##### Recorded information
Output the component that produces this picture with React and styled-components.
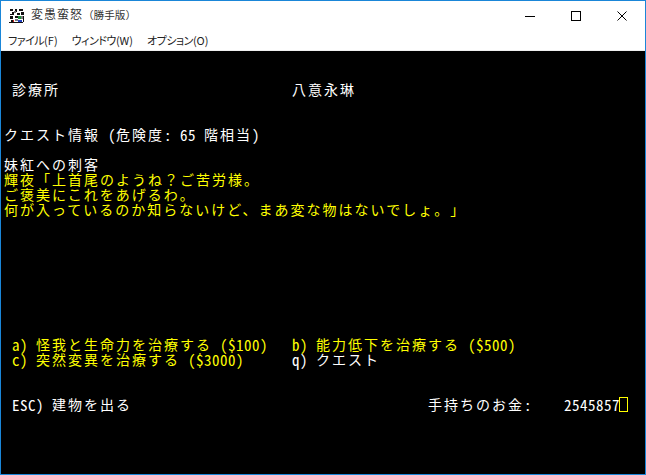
##########
##### Recorded information
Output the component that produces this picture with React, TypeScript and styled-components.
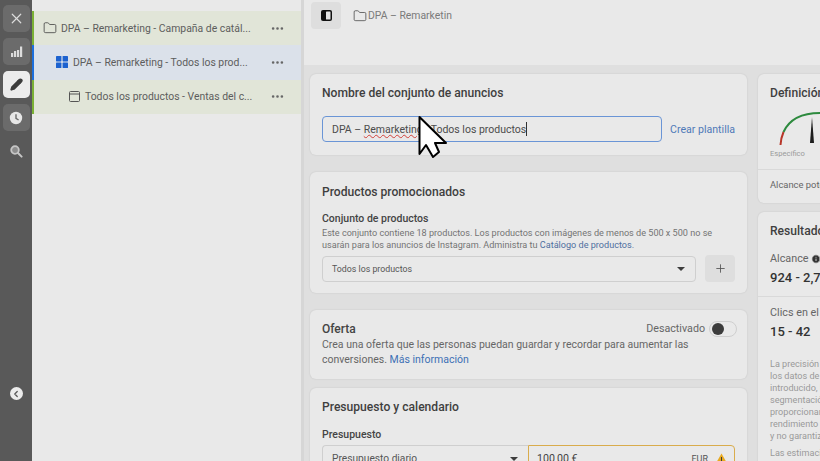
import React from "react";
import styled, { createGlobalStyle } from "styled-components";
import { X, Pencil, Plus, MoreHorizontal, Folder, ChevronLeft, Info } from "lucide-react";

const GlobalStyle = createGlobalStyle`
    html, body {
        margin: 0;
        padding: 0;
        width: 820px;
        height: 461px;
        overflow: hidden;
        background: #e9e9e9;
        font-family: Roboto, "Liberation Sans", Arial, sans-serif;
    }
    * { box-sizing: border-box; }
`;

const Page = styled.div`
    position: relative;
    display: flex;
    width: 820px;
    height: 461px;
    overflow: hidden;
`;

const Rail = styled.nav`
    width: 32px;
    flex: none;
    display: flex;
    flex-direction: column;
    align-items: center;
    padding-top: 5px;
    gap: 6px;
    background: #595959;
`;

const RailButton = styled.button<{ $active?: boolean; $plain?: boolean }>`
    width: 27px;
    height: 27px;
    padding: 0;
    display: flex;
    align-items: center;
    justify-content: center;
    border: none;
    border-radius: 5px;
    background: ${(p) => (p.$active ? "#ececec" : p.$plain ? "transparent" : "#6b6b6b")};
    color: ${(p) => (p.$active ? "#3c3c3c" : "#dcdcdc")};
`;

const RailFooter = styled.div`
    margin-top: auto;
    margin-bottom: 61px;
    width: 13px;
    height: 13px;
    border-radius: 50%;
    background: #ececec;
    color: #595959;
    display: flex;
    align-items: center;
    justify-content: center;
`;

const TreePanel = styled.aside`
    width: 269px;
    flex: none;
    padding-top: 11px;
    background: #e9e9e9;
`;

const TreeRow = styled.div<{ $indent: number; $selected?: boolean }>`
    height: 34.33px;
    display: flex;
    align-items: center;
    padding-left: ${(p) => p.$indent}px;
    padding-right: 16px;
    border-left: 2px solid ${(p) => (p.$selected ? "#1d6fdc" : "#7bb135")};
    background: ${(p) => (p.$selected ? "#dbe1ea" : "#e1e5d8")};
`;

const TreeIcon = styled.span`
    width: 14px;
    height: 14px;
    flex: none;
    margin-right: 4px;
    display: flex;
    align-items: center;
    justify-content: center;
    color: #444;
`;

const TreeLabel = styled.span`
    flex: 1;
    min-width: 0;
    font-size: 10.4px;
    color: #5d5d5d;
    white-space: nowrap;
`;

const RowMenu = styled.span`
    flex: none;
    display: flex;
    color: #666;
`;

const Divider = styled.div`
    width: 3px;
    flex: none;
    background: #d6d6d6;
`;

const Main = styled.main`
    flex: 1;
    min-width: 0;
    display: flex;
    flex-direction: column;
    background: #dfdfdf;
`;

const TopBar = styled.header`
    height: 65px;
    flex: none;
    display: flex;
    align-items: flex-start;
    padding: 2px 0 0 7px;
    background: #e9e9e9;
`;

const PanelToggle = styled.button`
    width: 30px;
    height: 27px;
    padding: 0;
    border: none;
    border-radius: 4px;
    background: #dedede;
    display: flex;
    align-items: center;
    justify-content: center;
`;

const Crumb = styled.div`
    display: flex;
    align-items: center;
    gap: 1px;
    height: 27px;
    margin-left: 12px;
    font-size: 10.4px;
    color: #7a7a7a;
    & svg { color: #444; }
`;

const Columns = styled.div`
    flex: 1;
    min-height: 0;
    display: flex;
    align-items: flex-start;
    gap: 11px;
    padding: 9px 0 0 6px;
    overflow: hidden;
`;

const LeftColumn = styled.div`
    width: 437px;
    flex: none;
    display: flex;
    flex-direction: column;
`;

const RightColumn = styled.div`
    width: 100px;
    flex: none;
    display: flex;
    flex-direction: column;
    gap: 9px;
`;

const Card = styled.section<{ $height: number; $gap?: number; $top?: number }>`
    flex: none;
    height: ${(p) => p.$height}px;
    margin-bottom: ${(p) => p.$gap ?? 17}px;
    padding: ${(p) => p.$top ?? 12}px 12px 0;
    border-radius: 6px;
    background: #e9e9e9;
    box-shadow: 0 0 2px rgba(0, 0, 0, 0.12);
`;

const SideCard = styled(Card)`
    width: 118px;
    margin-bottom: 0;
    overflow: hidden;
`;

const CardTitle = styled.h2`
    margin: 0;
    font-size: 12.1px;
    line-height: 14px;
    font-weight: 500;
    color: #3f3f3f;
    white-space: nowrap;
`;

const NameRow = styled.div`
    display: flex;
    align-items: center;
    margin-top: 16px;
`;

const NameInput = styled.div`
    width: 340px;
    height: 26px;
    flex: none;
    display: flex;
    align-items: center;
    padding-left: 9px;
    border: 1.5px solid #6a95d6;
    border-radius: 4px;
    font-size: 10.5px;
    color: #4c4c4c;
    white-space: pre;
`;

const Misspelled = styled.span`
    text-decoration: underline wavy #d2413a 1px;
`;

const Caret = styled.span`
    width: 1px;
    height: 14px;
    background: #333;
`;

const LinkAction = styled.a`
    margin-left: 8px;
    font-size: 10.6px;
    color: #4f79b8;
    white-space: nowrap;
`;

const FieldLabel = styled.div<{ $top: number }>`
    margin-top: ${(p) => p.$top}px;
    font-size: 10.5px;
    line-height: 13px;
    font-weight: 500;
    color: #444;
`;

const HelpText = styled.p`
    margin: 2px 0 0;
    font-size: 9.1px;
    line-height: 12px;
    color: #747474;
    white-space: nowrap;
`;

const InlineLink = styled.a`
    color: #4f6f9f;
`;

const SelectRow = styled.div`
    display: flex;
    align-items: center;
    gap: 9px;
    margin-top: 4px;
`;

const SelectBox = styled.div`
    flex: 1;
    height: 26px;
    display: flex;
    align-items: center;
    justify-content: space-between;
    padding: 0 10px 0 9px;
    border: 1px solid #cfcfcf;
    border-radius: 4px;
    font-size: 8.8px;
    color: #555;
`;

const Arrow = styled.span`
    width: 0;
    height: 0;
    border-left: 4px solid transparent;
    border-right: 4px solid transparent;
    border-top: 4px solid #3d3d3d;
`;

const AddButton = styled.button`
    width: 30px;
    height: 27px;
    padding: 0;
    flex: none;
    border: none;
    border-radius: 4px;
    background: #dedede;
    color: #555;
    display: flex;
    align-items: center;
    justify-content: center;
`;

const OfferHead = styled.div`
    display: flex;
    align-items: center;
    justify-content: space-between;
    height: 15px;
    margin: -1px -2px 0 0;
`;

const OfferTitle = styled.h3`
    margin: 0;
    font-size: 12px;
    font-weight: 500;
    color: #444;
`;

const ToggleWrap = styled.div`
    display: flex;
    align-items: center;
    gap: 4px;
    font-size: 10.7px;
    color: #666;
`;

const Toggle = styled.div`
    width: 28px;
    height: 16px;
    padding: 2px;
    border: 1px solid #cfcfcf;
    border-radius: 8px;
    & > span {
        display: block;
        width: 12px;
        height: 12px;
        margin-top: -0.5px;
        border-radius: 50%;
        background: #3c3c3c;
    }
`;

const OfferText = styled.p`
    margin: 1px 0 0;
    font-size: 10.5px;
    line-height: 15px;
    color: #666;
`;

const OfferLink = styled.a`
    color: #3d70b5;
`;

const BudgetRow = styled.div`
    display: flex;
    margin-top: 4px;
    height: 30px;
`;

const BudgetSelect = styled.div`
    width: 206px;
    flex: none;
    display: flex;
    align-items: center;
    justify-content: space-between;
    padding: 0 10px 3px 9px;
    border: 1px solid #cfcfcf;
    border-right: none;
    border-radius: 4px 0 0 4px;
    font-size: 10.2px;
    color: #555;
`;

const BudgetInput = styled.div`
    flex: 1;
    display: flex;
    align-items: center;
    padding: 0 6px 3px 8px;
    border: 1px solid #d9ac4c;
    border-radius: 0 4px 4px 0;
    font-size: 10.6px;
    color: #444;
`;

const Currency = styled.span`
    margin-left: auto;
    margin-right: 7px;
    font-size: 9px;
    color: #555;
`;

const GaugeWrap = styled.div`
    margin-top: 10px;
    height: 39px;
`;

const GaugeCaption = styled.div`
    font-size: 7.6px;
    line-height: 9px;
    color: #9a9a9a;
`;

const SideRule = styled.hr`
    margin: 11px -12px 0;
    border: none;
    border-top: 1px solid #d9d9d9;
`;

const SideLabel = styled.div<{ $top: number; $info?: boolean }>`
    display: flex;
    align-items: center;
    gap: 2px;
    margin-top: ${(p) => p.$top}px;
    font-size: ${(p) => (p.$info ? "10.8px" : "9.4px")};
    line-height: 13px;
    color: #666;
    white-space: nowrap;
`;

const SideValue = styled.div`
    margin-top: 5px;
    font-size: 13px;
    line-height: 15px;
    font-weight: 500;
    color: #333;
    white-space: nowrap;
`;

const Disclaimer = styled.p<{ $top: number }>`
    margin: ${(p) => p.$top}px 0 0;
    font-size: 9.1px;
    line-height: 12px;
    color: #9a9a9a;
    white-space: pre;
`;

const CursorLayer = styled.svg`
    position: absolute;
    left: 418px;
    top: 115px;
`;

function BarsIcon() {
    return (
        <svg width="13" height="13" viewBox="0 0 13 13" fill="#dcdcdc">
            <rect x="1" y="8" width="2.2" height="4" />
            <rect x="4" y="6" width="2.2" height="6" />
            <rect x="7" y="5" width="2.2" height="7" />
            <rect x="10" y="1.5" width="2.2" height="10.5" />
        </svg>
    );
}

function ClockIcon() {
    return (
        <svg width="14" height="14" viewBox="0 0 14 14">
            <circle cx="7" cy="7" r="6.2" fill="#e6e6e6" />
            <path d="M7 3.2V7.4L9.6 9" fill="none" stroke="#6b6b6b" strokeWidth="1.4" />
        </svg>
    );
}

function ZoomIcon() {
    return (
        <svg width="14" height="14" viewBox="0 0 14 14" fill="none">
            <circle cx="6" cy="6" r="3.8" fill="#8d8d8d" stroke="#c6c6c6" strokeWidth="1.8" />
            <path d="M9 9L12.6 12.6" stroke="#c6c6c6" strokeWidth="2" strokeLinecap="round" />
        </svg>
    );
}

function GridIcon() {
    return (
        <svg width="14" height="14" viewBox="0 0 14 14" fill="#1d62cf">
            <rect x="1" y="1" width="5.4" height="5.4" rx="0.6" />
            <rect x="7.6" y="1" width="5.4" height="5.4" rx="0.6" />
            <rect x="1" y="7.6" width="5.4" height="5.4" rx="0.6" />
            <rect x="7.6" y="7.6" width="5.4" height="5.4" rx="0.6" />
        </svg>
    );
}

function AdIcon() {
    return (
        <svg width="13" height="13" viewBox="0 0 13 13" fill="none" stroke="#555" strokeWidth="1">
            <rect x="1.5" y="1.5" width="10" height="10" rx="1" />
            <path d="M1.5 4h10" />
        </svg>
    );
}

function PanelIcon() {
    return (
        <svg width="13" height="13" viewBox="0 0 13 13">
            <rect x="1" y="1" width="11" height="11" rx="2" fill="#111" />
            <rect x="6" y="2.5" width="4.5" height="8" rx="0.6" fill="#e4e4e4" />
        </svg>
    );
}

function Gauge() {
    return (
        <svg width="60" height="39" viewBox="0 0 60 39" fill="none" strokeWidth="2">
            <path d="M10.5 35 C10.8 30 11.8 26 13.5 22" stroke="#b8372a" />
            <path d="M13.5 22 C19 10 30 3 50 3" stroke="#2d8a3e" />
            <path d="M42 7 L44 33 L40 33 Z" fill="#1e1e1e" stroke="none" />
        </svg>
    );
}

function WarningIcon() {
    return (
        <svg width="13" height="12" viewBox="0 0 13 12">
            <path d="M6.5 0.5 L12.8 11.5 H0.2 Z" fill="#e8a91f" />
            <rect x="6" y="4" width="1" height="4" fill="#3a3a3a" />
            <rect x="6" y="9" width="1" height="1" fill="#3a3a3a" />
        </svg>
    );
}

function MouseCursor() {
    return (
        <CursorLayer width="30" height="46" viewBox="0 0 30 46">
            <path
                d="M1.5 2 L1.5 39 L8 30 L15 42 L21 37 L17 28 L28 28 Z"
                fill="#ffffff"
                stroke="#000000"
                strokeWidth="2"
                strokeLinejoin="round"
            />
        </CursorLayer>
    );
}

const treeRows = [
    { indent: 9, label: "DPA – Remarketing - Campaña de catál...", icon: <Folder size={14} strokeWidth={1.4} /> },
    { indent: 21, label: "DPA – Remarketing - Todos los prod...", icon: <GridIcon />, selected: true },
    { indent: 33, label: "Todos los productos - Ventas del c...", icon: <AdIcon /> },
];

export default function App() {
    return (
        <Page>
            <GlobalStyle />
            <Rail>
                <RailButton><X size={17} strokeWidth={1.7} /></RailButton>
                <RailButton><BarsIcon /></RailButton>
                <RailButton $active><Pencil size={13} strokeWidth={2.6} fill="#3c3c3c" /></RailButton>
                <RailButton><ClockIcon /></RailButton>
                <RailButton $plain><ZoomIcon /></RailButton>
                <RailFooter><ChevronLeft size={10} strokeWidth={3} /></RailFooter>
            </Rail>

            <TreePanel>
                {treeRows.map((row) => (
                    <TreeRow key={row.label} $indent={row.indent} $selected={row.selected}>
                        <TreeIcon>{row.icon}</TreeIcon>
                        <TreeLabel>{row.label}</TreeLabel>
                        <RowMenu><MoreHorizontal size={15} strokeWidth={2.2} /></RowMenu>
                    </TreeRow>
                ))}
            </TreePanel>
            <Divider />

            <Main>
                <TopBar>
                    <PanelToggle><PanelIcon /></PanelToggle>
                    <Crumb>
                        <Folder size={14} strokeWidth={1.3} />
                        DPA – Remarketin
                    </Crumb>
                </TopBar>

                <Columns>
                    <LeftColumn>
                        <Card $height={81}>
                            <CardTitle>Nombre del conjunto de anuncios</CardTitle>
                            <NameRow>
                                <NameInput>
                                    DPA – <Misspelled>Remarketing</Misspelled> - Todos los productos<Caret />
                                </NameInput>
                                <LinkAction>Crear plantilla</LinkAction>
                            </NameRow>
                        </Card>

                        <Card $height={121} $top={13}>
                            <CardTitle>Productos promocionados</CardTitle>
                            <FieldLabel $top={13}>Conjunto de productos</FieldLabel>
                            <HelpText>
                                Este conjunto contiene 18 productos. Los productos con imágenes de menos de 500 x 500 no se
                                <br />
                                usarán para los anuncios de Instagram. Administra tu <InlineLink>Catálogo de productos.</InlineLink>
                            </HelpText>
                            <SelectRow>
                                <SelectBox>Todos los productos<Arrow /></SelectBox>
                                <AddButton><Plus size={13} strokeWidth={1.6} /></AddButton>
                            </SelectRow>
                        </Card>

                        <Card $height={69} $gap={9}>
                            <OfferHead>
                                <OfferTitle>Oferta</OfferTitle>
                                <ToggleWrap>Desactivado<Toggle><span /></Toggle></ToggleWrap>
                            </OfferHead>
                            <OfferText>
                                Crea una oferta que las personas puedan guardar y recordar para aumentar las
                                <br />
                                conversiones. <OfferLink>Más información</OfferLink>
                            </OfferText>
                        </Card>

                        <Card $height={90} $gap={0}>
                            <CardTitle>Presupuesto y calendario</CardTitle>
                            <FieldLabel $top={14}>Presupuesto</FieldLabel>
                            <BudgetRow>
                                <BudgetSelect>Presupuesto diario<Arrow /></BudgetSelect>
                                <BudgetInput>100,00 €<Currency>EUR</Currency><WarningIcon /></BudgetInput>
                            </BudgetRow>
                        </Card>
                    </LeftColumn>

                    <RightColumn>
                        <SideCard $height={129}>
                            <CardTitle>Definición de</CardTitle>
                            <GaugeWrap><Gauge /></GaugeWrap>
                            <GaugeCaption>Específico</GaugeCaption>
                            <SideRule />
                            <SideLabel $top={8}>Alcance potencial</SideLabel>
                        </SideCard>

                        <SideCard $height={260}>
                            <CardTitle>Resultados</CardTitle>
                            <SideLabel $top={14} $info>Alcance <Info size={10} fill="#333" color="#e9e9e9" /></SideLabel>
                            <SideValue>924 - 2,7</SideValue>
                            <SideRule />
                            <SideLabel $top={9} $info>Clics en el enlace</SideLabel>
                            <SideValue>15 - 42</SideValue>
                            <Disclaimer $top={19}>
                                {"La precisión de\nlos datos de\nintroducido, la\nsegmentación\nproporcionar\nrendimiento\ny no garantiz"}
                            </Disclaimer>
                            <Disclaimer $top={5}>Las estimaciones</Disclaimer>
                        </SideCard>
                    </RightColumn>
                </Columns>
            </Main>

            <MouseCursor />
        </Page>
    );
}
##########
##### Recorded information
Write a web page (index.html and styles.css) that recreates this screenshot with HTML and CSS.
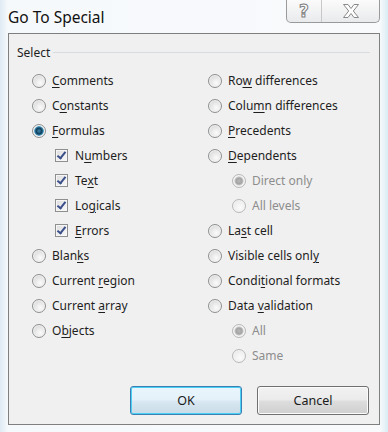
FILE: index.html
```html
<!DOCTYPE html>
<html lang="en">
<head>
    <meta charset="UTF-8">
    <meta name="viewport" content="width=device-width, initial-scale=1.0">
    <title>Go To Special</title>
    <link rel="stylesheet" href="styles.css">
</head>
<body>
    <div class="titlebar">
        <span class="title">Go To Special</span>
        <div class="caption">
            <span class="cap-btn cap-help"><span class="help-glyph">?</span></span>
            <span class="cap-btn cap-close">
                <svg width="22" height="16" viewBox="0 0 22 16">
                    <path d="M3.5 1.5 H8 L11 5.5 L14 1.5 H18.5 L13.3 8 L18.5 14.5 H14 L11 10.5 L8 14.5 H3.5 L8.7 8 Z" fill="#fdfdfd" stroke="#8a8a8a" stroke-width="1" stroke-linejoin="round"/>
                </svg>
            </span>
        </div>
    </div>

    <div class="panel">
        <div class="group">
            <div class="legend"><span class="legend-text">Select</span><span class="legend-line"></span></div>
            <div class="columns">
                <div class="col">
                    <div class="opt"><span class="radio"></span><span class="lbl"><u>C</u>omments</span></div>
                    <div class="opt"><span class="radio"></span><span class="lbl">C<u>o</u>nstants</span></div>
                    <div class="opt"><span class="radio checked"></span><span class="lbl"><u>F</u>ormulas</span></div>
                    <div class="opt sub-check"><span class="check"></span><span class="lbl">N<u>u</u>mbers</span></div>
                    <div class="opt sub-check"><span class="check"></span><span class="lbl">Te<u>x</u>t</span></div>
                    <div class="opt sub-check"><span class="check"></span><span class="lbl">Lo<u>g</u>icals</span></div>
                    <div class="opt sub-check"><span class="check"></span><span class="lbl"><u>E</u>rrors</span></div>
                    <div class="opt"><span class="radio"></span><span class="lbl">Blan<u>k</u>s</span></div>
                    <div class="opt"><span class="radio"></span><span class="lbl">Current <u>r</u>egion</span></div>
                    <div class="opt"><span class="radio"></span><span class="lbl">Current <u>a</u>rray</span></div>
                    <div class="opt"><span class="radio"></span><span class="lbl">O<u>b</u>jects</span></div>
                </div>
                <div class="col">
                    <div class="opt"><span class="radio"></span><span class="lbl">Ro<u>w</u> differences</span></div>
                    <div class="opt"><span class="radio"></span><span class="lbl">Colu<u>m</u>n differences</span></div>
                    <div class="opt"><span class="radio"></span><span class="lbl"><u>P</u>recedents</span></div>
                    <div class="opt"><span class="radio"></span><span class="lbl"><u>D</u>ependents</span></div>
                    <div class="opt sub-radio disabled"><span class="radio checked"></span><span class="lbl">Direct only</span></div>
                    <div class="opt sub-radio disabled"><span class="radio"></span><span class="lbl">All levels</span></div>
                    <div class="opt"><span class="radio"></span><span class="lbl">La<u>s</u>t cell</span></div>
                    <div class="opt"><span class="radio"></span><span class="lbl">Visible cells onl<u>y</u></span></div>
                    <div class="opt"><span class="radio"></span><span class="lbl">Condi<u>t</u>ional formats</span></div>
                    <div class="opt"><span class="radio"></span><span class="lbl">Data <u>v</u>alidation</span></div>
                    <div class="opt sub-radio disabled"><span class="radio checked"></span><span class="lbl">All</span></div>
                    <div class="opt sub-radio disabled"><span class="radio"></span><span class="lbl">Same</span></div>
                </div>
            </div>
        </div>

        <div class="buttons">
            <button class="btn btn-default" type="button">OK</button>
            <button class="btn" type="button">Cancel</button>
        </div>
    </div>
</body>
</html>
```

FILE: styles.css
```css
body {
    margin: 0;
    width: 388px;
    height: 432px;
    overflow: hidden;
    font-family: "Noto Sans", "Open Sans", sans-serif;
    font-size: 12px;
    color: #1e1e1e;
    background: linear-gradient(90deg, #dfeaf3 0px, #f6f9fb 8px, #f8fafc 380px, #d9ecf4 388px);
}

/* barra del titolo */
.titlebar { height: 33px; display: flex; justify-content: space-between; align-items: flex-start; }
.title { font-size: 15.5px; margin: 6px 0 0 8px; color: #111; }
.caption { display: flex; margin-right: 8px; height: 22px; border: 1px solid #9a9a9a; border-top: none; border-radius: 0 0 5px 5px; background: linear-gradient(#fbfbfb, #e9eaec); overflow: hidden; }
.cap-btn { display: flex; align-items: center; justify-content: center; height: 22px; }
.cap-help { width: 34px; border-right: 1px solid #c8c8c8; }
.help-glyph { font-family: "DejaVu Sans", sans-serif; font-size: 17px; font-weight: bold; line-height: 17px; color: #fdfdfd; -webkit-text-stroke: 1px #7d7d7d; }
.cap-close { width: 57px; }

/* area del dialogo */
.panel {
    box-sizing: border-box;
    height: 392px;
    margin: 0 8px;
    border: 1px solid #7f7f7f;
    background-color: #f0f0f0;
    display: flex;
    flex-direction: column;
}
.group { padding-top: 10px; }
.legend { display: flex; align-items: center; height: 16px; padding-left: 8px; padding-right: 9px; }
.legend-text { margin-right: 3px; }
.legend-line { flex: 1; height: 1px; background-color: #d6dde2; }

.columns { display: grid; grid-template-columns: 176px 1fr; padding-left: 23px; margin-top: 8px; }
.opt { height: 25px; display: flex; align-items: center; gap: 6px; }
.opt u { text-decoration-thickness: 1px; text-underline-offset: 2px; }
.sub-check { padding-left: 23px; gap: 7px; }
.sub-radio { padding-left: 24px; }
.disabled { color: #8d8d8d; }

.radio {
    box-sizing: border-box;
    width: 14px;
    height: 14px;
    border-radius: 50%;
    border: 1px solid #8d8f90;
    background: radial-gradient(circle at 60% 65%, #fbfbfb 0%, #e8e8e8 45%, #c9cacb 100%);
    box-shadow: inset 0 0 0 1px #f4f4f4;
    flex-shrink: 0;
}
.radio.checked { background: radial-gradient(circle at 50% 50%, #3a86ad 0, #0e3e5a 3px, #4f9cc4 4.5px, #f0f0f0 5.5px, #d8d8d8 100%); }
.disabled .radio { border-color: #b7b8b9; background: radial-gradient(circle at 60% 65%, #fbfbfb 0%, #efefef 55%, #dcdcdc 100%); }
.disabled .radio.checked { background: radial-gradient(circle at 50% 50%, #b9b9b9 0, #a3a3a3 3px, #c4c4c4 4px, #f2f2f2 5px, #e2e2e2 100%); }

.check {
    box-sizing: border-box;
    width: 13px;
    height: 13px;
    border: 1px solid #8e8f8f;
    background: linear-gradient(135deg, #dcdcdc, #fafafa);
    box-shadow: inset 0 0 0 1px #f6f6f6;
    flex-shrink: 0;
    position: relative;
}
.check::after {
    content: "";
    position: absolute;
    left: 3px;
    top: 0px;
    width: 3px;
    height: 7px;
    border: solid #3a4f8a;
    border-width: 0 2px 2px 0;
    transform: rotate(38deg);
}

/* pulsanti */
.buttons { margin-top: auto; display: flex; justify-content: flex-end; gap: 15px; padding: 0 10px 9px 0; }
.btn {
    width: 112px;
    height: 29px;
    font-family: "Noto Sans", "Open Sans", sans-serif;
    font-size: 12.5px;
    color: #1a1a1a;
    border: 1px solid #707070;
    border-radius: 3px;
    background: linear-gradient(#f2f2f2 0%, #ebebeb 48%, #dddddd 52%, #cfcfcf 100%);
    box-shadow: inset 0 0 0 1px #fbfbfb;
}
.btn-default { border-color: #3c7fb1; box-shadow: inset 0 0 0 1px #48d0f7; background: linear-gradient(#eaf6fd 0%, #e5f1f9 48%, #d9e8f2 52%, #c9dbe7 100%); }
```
##########
Aim of the exercise:
Gather all lines from the records above in which "components" appears.

Exercise answer:
Output the component that produces this picture with React and styled-components.
Output the component that produces this picture with React, TypeScript and styled-components.
import styled, { createGlobalStyle } from "styled-components";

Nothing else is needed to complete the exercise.